Moreover, the court will not award attorneys fees under Rule 11 or § 1927. Because the court has held that Plaintiffs may reinstate the case, the court will not now make any findings with respect to the legitimacy of their claims and actions. Although the court is more than slightly inclined to believe some, if not all, of Plaintiffs' claims are simply not cognizable, the court has specifically delayed resolution of these issues until the state court proceedings have finalized. Indeed, the court has already warned Plaintiffs that should they decide to reinstate the case, the court will review their allegations to ensure they conform with the requirements of Rule 11. In the event the case is reinstated, the court may revisit the issue of attorneys fees at that time, if necessary. At this point, however, the court is disinclined to abstain from determining the merits on the one hand while simultaneously awarding attorney fees against Plaintiffs on the other.

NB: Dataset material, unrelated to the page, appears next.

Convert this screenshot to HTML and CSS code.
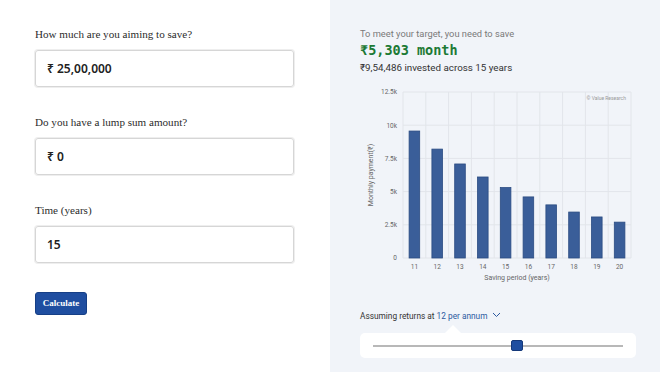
FILE: index.html
```html
<!DOCTYPE html>
<html lang="en">
<head>
    <meta charset="UTF-8">
    <meta name="viewport" content="width=device-width, initial-scale=1.0">
    <title>SIP Goal Calculator</title>
    <link rel="stylesheet" href="styles.css">
</head>
<body>
    <div class="page">
        <div class="inputs">
            <div class="field">
                <label>How much are you aiming to save?</label>
                <div class="box">₹ 25,00,000</div>
            </div>
            <div class="field">
                <label>Do you have a lump sum amount?</label>
                <div class="box">₹ 0</div>
            </div>
            <div class="field">
                <label>Time (years)</label>
                <div class="box">15</div>
            </div>
            <button class="calc">Calculate</button>
        </div>

        <div class="result">
            <p class="intro">To meet your target, you need to save</p>
            <p class="amount">₹5,303 month</p>
            <p class="invested">₹9,54,486 invested across 15 years</p>

            <svg class="chart" width="280" height="204" viewBox="0 0 280 204">
                <g class="grid">
                    <line x1="43" y1="8" x2="271" y2="8"/>
                    <line x1="43" y1="41.2" x2="271" y2="41.2"/>
                    <line x1="43" y1="74.4" x2="271" y2="74.4"/>
                    <line x1="43" y1="107.6" x2="271" y2="107.6"/>
                    <line x1="43" y1="140.8" x2="271" y2="140.8"/>
                    <line x1="43" y1="174" x2="271" y2="174"/>
                    <line x1="43" y1="8" x2="43" y2="174"/>
                    <line x1="65.8" y1="8" x2="65.8" y2="174"/>
                    <line x1="88.6" y1="8" x2="88.6" y2="174"/>
                    <line x1="111.4" y1="8" x2="111.4" y2="174"/>
                    <line x1="134.2" y1="8" x2="134.2" y2="174"/>
                    <line x1="157" y1="8" x2="157" y2="174"/>
                    <line x1="179.8" y1="8" x2="179.8" y2="174"/>
                    <line x1="202.6" y1="8" x2="202.6" y2="174"/>
                    <line x1="225.4" y1="8" x2="225.4" y2="174"/>
                    <line x1="248.2" y1="8" x2="248.2" y2="174"/>
                    <line x1="271" y1="8" x2="271" y2="174"/>
                </g>
                <g class="ylabels">
                    <text x="37" y="10">12.5k</text>
                    <text x="37" y="43.5">10k</text>
                    <text x="37" y="76.5">7.5k</text>
                    <text x="37" y="110">5k</text>
                    <text x="37" y="143">2.5k</text>
                    <text x="37" y="176">0</text>
                </g>
                <g class="bars" id="bars"></g>
                <g class="xlabels" id="xlabels"></g>
                <text class="axis-title" x="157" y="196">Saving period (years)</text>
                <text class="axis-title" transform="translate(13 91) rotate(-90)">Monthly payment(₹)</text>
                <text class="credit" x="266" y="16">© Value Research</text>
            </svg>

            <p class="returns">Assuming returns at <span class="rate">12 per annum</span>
                <svg class="chev" width="9" height="6" viewBox="0 0 9 6"><path d="M1 1 L4.5 4.5 L8 1" fill="none" stroke="#2c5aa0" stroke-width="1"/></svg>
            </p>
            <div class="slider-card">
                <div class="track">
                    <div class="thumb" style="left: 55%"></div>
                </div>
            </div>
        </div>
    </div>

    <script>
        // monthly payment needed for each saving period
        const payments = [9560, 8200, 7080, 6100, 5303, 4600, 4000, 3460, 3090, 2700];
        const bars = document.getElementById('bars');
        const labels = document.getElementById('xlabels');
        const ns = 'http://www.w3.org/2000/svg';
        payments.forEach((v, i) => {
            const cx = 43 + 22.8 * i + 11.4;
            const h = v / 12500 * 166;
            const r = document.createElementNS(ns, 'rect');
            r.setAttribute('x', cx - 5.3);
            r.setAttribute('y', 174 - h);
            r.setAttribute('width', 10.6);
            r.setAttribute('height', h);
            bars.appendChild(r);
            const t = document.createElementNS(ns, 'text');
            t.setAttribute('x', cx);
            t.setAttribute('y', 184.5);
            t.textContent = 11 + i;
            labels.appendChild(t);
        });
    </script>
</body>
</html>
```

FILE: styles.css
```css
body {
    margin: 0;
    font-family: Roboto, "Noto Sans", sans-serif;
}
p {
    margin: 0;
}
.page {
    display: flex;
    width: 660px;
    height: 372px;
    overflow: hidden;
}
.inputs {
    width: 330px;
    background: white;
    padding: 27px 0 0 35px;
    box-sizing: border-box;
}
.field {
    margin-bottom: 28px;
}
.field label {
    display: block;
    font-family: "Liberation Serif", "DejaVu Serif", serif;
    font-size: 11.1px;
    line-height: 14px;
    color: #2b2b2b;
    margin-bottom: 9px;
}
.box {
    width: 259px;
    height: 37px;
    box-sizing: border-box;
    border: 1px solid #d6d6d6;
    box-shadow: 0 0 0 1px #eeeeee;
    border-radius: 3px;
    padding-left: 11px;
    display: flex;
    align-items: center;
    font-family: "Noto Sans", sans-serif;
    font-size: 12px;
    font-weight: 600;
    color: #222;
}
.calc {
    width: 52px;
    height: 23px;
    background: #1f4ea0;
    border: 1px solid #163f86;
    border-radius: 3px;
    color: white;
    font-family: "Liberation Serif", "DejaVu Serif", serif;
    font-size: 9px;
    font-weight: bold;
    padding: 0;
    cursor: pointer;
}
.result {
    flex: 1;
    background: #f1f4f9;
    padding: 27px 0 0 30px;
}
.intro {
    font-size: 9.3px;
    line-height: 13px;
    color: #7a7a7a;
}
.amount {
    margin-top: 1px;
    font-family: "DejaVu Sans Mono", "Liberation Mono", monospace;
    font-weight: bold;
    font-size: 13.5px;
    line-height: 18px;
    color: #1d7a35;
}
.invested {
    margin-top: 2px;
    font-size: 9.8px;
    line-height: 14px;
    color: #333;
}
.chart {
    display: block;
    margin-top: 9px;
}
.grid line {
    stroke: #e2e5ea;
    stroke-width: 1;
}
.ylabels text {
    font-size: 6.5px;
    fill: #666;
    text-anchor: end;
}
.xlabels text {
    font-size: 6.5px;
    fill: #666;
    text-anchor: middle;
}
.bars rect {
    fill: #3a5e99;
    stroke: #2b4c82;
    stroke-width: 0.8;
}
.axis-title {
    font-size: 7px;
    fill: #666;
    text-anchor: middle;
}
.credit {
    font-size: 5px;
    fill: #999;
    text-anchor: end;
}
.returns {
    margin-top: 22px;
    font-size: 8.3px;
    line-height: 12px;
    color: #333;
}
.rate {
    color: #2c5aa0;
}
.chev {
    margin-left: 2px;
    vertical-align: 1px;
}
.slider-card {
    position: relative;
    margin-top: 11px;
    width: 276px;
    height: 25px;
    background: white;
    border-radius: 5px;
    padding: 0 13px;
    box-sizing: border-box;
    display: flex;
    align-items: center;
}
.slider-card::before {
    content: "";
    position: absolute;
    left: 85px;
    top: -8px;
    border-left: 8px solid transparent;
    border-right: 8px solid transparent;
    border-bottom: 8px solid white;
}
.track {
    position: relative;
    flex: 1;
    height: 2px;
    background: #b8b8b8;
}
.thumb {
    position: absolute;
    top: -5px;
    width: 12px;
    height: 11px;
    box-sizing: border-box;
    background: #1f4ea0;
    border: 1px solid #15397a;
    border-radius: 2px;
}
```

This review will also likely include a preliminary inquiry into the propriety of including all the named individuals as Plaintiffs in this action.
IV. CONCLUSION
IT IS ORDERED that Intervenor Maureen Taylor's "Application for Attorneys' Fees and Costs Pursuant to Rule 11, 28 U.S.C. § 1927 and 42 U.S.C. § 1988" [Docketed as "Petition," Dkt. # 22] is DENIED.